In London he was taken in by the King family. At this point, Mr. Hubert said he had lost all faith in people, but through Mrs. King’s warmth and patience, he began to feel safe.
Just 6 weeks later, Mr. Hubert was uprooted again and placed with the Stacy family when England declared war on Germany and children were evacuated to the countryside for safety. There was limited communication with his parents through the Red Cross, then no news for five years. “Nothing is worse than not knowing. Your mind conjures up horrible things.”
In 1945 he came to the United States, served two years in the Air Force and became a citizen. He received a letter from relatives saying his parents had died in a concentration camp, but it wasn’t until fifty years later when he visited the Holocaust Memorial Museum in Washington D.C. that he discovered what really happened.
They had been on the next to last deportation train headed for Riga, Latvia. Their train was diverted to Lithuania, where they spent ten days in an open cattle car in bitter cold. Eventually, they were marched into the woods and shot by Lithuanian police. Today, there is a monument erected in the Rumbula Forest near Riga dedicated to the almost 28,000 Jews who were murdered there. “At least then I knew,” said Mr. Hubert.
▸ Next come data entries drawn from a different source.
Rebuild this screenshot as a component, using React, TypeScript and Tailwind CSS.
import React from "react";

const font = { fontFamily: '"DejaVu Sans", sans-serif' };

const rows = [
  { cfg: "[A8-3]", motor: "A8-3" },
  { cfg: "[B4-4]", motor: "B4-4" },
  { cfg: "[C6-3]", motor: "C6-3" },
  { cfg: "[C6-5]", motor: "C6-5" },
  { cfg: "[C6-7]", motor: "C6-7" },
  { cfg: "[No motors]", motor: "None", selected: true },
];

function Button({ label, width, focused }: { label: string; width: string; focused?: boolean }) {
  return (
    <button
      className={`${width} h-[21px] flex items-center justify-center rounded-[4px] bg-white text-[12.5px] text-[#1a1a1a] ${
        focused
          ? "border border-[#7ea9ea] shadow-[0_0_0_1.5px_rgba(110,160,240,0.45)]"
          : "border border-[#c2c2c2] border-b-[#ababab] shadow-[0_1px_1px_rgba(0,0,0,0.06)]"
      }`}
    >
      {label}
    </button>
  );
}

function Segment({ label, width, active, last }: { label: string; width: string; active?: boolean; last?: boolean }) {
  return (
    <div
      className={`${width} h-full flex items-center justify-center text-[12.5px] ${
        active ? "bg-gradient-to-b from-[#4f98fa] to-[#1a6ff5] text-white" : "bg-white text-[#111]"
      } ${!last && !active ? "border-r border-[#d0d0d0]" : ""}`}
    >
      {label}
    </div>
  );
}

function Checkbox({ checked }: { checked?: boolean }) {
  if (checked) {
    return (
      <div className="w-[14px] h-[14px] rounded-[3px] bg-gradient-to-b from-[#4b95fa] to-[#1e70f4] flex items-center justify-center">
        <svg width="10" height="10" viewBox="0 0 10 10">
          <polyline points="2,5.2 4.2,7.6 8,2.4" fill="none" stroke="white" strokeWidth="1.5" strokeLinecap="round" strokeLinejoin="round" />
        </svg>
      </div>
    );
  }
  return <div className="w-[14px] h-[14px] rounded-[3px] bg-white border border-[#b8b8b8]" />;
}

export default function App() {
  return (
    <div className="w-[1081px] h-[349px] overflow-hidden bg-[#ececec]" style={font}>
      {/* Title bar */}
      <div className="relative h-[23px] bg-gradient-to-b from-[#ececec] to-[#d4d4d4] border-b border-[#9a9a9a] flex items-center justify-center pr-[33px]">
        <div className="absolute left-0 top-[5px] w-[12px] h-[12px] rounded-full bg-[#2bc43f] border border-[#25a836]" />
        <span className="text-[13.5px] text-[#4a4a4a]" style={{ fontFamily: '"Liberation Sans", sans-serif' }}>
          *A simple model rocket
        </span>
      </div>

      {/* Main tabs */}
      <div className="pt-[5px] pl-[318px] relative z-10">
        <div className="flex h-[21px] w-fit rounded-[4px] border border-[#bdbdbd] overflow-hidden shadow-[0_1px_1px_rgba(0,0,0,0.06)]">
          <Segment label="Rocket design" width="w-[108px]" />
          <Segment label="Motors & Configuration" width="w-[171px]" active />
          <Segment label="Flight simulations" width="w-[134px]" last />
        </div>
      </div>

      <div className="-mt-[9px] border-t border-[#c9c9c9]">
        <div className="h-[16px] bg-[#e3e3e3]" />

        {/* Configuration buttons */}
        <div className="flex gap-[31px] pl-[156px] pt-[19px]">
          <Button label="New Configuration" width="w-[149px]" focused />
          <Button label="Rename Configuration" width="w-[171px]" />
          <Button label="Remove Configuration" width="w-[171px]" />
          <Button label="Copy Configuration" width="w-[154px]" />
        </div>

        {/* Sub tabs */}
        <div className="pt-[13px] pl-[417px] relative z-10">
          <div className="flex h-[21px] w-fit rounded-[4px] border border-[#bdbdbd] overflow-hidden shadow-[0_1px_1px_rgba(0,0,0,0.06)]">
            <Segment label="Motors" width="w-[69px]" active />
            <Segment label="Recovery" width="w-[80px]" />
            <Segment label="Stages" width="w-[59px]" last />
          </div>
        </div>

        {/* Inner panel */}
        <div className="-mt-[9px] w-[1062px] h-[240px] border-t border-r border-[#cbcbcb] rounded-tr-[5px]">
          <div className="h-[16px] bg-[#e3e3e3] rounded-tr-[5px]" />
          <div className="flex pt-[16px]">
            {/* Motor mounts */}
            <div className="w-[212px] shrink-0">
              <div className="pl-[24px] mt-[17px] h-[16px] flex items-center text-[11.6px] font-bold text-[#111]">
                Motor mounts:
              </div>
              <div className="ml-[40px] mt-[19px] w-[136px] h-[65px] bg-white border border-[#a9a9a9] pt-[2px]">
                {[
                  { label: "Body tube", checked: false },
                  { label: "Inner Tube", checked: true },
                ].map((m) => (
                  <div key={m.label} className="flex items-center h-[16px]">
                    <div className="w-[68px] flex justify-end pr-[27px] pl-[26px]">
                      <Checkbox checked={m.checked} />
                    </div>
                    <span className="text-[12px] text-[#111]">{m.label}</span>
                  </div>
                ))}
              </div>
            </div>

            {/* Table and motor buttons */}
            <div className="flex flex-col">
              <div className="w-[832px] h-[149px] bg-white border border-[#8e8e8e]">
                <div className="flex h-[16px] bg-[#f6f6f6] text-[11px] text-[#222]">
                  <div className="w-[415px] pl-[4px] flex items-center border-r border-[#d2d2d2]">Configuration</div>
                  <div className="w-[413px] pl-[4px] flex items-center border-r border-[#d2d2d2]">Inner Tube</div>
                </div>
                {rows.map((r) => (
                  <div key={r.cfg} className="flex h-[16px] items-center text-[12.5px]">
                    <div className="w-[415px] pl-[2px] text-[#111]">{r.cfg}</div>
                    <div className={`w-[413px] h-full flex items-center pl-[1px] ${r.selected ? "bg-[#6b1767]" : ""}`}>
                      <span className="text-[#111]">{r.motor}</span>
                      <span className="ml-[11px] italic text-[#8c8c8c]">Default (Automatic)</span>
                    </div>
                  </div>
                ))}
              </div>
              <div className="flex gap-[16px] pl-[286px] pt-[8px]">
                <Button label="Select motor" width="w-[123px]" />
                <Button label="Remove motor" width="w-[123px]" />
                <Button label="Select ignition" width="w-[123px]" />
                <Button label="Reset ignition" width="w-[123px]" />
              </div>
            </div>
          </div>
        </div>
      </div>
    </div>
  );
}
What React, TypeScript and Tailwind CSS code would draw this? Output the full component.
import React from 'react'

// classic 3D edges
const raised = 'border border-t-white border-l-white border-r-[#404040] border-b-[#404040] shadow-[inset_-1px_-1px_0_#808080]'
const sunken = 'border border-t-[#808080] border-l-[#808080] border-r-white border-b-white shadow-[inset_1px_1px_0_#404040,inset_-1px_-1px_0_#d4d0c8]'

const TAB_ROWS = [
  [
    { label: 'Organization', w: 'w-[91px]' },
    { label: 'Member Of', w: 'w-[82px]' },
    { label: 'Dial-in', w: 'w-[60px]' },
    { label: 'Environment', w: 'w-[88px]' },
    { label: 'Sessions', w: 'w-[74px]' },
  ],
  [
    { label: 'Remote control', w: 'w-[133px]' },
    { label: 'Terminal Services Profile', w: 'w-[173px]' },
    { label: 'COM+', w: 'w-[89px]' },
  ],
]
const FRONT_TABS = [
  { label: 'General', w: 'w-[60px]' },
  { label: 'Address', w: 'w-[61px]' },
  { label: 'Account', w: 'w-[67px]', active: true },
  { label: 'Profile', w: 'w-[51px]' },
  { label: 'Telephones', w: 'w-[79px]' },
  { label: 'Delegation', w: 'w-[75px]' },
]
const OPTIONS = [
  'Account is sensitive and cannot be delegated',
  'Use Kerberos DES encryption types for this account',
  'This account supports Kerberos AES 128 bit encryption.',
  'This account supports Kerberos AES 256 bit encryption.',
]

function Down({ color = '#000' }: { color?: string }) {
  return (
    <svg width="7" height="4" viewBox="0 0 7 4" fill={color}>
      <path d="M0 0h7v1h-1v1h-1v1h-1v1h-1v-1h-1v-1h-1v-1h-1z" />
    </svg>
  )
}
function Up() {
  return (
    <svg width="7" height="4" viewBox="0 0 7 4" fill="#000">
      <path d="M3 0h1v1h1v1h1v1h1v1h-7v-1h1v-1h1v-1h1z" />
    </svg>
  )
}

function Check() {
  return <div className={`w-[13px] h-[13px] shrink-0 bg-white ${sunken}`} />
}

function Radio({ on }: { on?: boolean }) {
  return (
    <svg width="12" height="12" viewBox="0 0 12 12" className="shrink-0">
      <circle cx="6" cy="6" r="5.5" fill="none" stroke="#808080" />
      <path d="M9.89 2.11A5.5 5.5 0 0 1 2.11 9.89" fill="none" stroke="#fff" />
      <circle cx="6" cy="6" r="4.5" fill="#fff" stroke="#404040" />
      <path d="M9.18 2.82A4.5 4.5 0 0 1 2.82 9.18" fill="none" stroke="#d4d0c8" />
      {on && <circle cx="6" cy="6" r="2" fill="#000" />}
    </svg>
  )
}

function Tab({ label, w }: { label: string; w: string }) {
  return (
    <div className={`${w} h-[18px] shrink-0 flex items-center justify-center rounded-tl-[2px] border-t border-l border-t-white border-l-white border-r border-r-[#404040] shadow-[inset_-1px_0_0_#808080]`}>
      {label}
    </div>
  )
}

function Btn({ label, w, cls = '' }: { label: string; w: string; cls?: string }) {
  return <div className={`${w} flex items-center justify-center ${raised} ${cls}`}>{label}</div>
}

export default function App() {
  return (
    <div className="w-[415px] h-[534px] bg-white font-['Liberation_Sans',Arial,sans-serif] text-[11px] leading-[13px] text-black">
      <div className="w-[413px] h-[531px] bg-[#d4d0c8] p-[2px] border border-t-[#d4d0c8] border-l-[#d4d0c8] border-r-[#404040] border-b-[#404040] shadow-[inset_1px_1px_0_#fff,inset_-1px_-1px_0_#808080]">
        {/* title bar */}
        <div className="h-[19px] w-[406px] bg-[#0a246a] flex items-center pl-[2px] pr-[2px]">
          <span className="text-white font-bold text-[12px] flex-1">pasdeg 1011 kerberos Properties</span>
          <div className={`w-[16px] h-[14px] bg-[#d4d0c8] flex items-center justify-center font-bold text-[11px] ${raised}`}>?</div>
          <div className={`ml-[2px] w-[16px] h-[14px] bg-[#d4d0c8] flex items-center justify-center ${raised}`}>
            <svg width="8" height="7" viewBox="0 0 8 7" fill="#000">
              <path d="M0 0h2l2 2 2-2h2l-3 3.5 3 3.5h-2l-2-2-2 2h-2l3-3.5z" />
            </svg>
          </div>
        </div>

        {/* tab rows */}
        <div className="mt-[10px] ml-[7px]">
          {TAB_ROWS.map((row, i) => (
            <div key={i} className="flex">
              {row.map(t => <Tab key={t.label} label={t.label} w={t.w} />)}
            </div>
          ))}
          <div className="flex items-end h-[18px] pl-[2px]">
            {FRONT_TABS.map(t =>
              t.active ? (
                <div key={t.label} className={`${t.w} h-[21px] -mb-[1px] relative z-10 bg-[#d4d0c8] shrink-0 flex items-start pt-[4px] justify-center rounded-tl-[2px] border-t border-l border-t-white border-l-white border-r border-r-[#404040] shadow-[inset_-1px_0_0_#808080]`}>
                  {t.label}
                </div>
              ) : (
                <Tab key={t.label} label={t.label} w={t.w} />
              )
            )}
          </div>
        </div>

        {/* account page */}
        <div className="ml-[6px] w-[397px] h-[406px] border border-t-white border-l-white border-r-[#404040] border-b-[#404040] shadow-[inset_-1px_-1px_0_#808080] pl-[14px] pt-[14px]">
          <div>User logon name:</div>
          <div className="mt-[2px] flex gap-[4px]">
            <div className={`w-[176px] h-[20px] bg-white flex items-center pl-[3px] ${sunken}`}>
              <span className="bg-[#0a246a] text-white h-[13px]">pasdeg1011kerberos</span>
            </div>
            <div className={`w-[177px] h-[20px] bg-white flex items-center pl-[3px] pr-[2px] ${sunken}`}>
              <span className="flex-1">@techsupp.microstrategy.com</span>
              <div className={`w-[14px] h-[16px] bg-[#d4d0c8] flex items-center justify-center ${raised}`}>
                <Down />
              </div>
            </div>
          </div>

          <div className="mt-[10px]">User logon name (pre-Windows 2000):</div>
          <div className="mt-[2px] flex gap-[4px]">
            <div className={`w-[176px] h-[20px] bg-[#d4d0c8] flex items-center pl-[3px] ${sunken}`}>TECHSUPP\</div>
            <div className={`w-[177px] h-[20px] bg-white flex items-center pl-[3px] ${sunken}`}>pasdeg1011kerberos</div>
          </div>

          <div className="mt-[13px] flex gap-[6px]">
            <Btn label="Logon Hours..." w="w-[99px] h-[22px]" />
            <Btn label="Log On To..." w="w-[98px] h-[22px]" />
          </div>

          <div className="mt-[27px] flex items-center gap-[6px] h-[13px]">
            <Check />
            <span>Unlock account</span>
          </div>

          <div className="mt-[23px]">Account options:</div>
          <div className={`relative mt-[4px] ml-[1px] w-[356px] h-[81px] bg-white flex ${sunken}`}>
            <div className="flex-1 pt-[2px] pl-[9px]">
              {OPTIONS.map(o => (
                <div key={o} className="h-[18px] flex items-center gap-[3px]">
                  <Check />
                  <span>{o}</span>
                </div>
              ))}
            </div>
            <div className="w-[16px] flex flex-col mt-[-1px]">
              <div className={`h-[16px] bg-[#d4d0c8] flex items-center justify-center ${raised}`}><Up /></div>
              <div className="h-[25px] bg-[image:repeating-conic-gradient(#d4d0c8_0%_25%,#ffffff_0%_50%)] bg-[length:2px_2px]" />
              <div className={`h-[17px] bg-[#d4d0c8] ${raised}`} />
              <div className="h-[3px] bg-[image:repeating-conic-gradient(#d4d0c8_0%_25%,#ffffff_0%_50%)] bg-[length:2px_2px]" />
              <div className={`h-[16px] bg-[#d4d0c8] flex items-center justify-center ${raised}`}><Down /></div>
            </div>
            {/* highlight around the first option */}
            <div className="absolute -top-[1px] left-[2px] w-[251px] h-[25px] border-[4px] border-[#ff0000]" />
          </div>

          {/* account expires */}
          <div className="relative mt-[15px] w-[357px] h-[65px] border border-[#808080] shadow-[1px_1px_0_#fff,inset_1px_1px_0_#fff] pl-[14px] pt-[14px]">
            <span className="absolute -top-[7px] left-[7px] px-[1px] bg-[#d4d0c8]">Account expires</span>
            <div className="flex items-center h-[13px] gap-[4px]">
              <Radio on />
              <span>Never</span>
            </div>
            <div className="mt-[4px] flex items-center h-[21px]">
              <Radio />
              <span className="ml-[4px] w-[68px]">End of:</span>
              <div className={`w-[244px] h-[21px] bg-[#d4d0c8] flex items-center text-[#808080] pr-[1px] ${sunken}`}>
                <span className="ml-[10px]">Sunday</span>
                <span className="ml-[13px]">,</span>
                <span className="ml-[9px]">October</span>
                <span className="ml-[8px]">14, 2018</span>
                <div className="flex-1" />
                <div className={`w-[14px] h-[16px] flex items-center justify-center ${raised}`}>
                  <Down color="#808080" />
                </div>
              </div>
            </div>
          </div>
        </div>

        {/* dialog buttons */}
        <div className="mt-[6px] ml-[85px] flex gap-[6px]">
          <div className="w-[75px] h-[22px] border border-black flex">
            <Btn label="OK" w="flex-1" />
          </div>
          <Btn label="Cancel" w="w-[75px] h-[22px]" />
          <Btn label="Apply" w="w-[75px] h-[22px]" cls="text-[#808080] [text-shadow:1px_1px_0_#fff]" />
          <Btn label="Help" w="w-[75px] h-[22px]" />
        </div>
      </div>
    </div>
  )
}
When he was finished, students gathered around Mr. Hubert to share their family histories and ask questions. They specifically wanted to know about his sister, now a great grandmother living in Baltimore.
When asked if he remembered any acts of kindness from non-Jews in Germany he could only name the neighbor who gave them information about his father. “Of course, I wouldn’t be sitting here if it weren’t for the kindness of people, but in Cronheim, there was no compassion.” he recalled.
He has kept in touch throughout the years with Mrs. King and her family, and Mrs. Stacy, the woman he stayed with when evacuated from London. “When someone helps you, stay in contact, and show your appreciation,” he advised. “One day someone will ask you for help… What will you do?”